EV maker Polestar announced a 54% revenue increase to $887 million for the fourth quarter. The company also reported a significantly narrowed net loss of $799 million, compared to $1.18 billion in the same period a year prior, reflecting successful cost-reduction strategies.
The improved results are attributed to a strategic pivot towards the European market, where demand for its electric vehicles remains robust. This focus comes as other key markets, including the United States, show slower growth. Polestar has aggressively cut costs, reducing its workforce and optimizing its supply chain.
Looking ahead, CEO Michael Lohscheller acknowledged that market conditions could become more challenging due to ongoing geopolitical developments.

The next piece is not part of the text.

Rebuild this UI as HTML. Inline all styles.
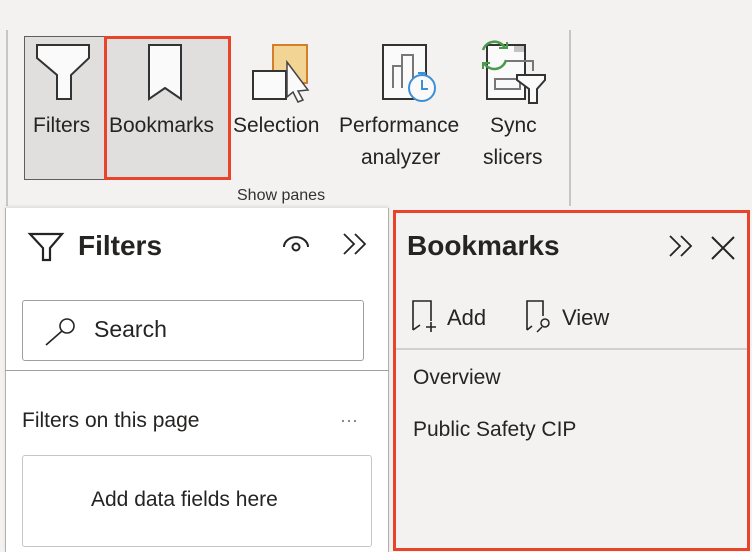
<!DOCTYPE html>
<html><head><meta charset="utf-8"><style>
*{margin:0;padding:0;box-sizing:border-box}
body{width:752px;height:552px;overflow:hidden;background:#f3f2f1;font-family:"Liberation Sans",sans-serif;color:#252423;position:relative}
.a{position:absolute;white-space:nowrap}
.lbl{font-size:21px;color:#252423}
</style></head><body>
<div class="a" style="left:6px;top:30px;width:2px;height:176px;background:#c8c6c4"></div>
<div class="a" style="left:569px;top:30px;width:2px;height:176px;background:#c8c6c4"></div>
<div class="a" style="left:24px;top:36px;width:81px;height:144px;background:#e1dfdd;border:1.5px solid #605e5c"></div>
<div class="a" style="left:104px;top:36px;width:127px;height:144px;background:#e1dfdd;border:3px solid #e8432b"></div>
<svg class="a" style="left:0;top:0" width="570" height="110">
 <path d="M37 45H89V58L71 75V99H57V75L37 58Z" fill="#fafafa" stroke="#333" stroke-width="2"/>
 <path d="M149 45H181V99L165 88L149 99Z" fill="#fafafa" stroke="#333" stroke-width="2"/>
 <rect x="273" y="45" width="34" height="38" fill="#f2d495" stroke="#d47d2b" stroke-width="2"/>
 <rect x="253" y="71" width="33" height="28" fill="#fafafa" stroke="#333" stroke-width="2"/>
 <path d="M287 62L287 97L293 92L298 102L303 100L298 91L308 90Z" fill="#fafafa" stroke="#444" stroke-width="1.5"/>
 <rect x="383" y="45" width="43" height="54" fill="#fafafa" stroke="#333" stroke-width="2"/>
 <path d="M393 88V66H402V88M402 88V55H413V88" fill="none" stroke="#777" stroke-width="2"/>
 <circle cx="422" cy="88" r="13" fill="#fafafa" stroke="#3d8fd6" stroke-width="2"/>
 <path d="M422 80V89H428M418 73H426" fill="none" stroke="#3d8fd6" stroke-width="2"/>
 <rect x="487" y="45" width="38" height="54" fill="#fafafa" stroke="#333" stroke-width="2"/>
 <rect x="514" y="46" width="10" height="6" fill="#c3c3c3"/>
 <path d="M505 61H533V71M495 79H520V89H495Z" fill="none" stroke="#777" stroke-width="2"/>
 <path d="M517 75H545V80L537 89V103H529V89L517 80Z" fill="#fafafa" stroke="#333" stroke-width="2"/>
 <path d="M483 50A12 12 0 0 1 505 48M506 60A12 12 0 0 1 484 63" fill="none" stroke="#4a9a4e" stroke-width="2.5"/>
 <path d="M499 48H507V42M490 63H483V69" fill="none" stroke="#4a9a4e" stroke-width="2"/>
</svg>
<div class="a lbl" style="left:33px;top:114px">Filters</div>
<div class="a lbl" style="left:109px;top:114px">Bookmarks</div>
<div class="a lbl" style="left:233px;top:114px">Selection</div>
<div class="a lbl" style="left:339px;top:114px">Performance</div>
<div class="a lbl" style="left:361px;top:146px">analyzer</div>
<div class="a lbl" style="left:490px;top:114px">Sync</div>
<div class="a lbl" style="left:483px;top:146px">slicers</div>
<div class="a" style="left:237px;top:187px;font-size:16px;color:#323130">Show panes</div>
<div class="a" style="left:5px;top:208px;width:384px;height:344px;background:#fff;border-left:1px solid #b3b0ad;border-right:1px solid #b3b0ad;box-shadow:0 -2px 3px rgba(0,0,0,.08)"></div>
<svg class="a" style="left:0;top:210px" width="390" height="160">
 <path d="M30 24H62L50 38V50H43V38Z" fill="none" stroke="#252423" stroke-width="2.2"/>
 <path d="M284 37A11 9 0 0 1 308 37" fill="none" stroke="#252423" stroke-width="2"/>
 <circle cx="296" cy="37" r="3.5" fill="none" stroke="#252423" stroke-width="2"/>
 <path d="M344 24L354 34L344 44M355 24L365 34L355 44" fill="none" stroke="#252423" stroke-width="1.8"/>
 <circle cx="67" cy="116" r="7" fill="none" stroke="#252423" stroke-width="1.6"/>
 <path d="M62 121L46 135" stroke="#252423" stroke-width="1.6"/>
</svg>
<div class="a" style="left:78px;top:230px;font-size:28px;font-weight:bold;color:#252423">Filters</div>
<div class="a" style="left:22px;top:300px;width:342px;height:61px;border:1.5px solid #a19f9d;border-radius:3px"></div>
<div class="a" style="left:94px;top:316px;font-size:23px;color:#252423">Search</div>
<div class="a" style="left:5px;top:370px;width:384px;height:1px;background:#a19f9d"></div>
<div class="a" style="left:22px;top:409px;font-size:21px">Filters on this page</div>
<div class="a" style="left:340px;top:410px;font-size:18px;color:#777">···</div>
<div class="a" style="left:22px;top:455px;width:350px;height:92px;border:1.5px solid #c8c6c4;border-radius:3px"></div>
<div class="a" style="left:91px;top:488px;font-size:21px">Add data fields here</div>
<div class="a" style="left:393px;top:210px;width:357px;height:341px;border:3px solid #e8432b;background:#f3f2f1"></div>
<div class="a" style="left:407px;top:230px;font-size:28px;font-weight:bold">Bookmarks</div>
<svg class="a" style="left:393px;top:210px" width="357" height="140">
 <path d="M277 26L287 36L277 46M288 26L298 36L288 46" fill="none" stroke="#252423" stroke-width="1.8"/>
 <path d="M319 27L341 49M341 27L319 49" stroke="#252423" stroke-width="2"/>
 <path d="M20 120V91H38V111M20 120L27 115M33 117H43M38 112V122" fill="none" stroke="#252423" stroke-width="1.6"/>
 <path d="M134 120V91H150V106M134 120L139 116" fill="none" stroke="#252423" stroke-width="1.6"/>
 <circle cx="152" cy="113" r="4" fill="none" stroke="#252423" stroke-width="1.5"/>
 <path d="M149 117L144 122" stroke="#252423" stroke-width="1.5"/>
</svg>
<div class="a" style="left:447px;top:305px;font-size:22px">Add</div>
<div class="a" style="left:562px;top:305px;font-size:22px">View</div>
<div class="a" style="left:396px;top:348px;width:351px;height:1.5px;background:#d2d0ce"></div>
<div class="a" style="left:413px;top:366px;font-size:21px">Overview</div>
<div class="a" style="left:413px;top:418px;font-size:21px">Public Safety CIP</div>
</body></html>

The company did not provide a detailed financial forecast but expects retail sales volume to grow at low-double-digit rates. Polestar is scheduled to release its first-quarter results on May 7.
Polestar's fourth-quarter performance showcases progress in profitability and revenue growth, driven by its Europe-centric strategy and stringent cost controls. However, the company remains cautious about future market challenges and geopolitical uncertainties.
Q: What was Polestar's revenue in the fourth quarter?
A: Polestar's fourth-quarter revenue jumped 54% to $887 million.
Q: How did Polestar's profitability change?
A: The company's net loss narrowed to $799 million from $1.18 billion a year earlier, and its adjusted gross margin improved to 1.9% from negative 39%.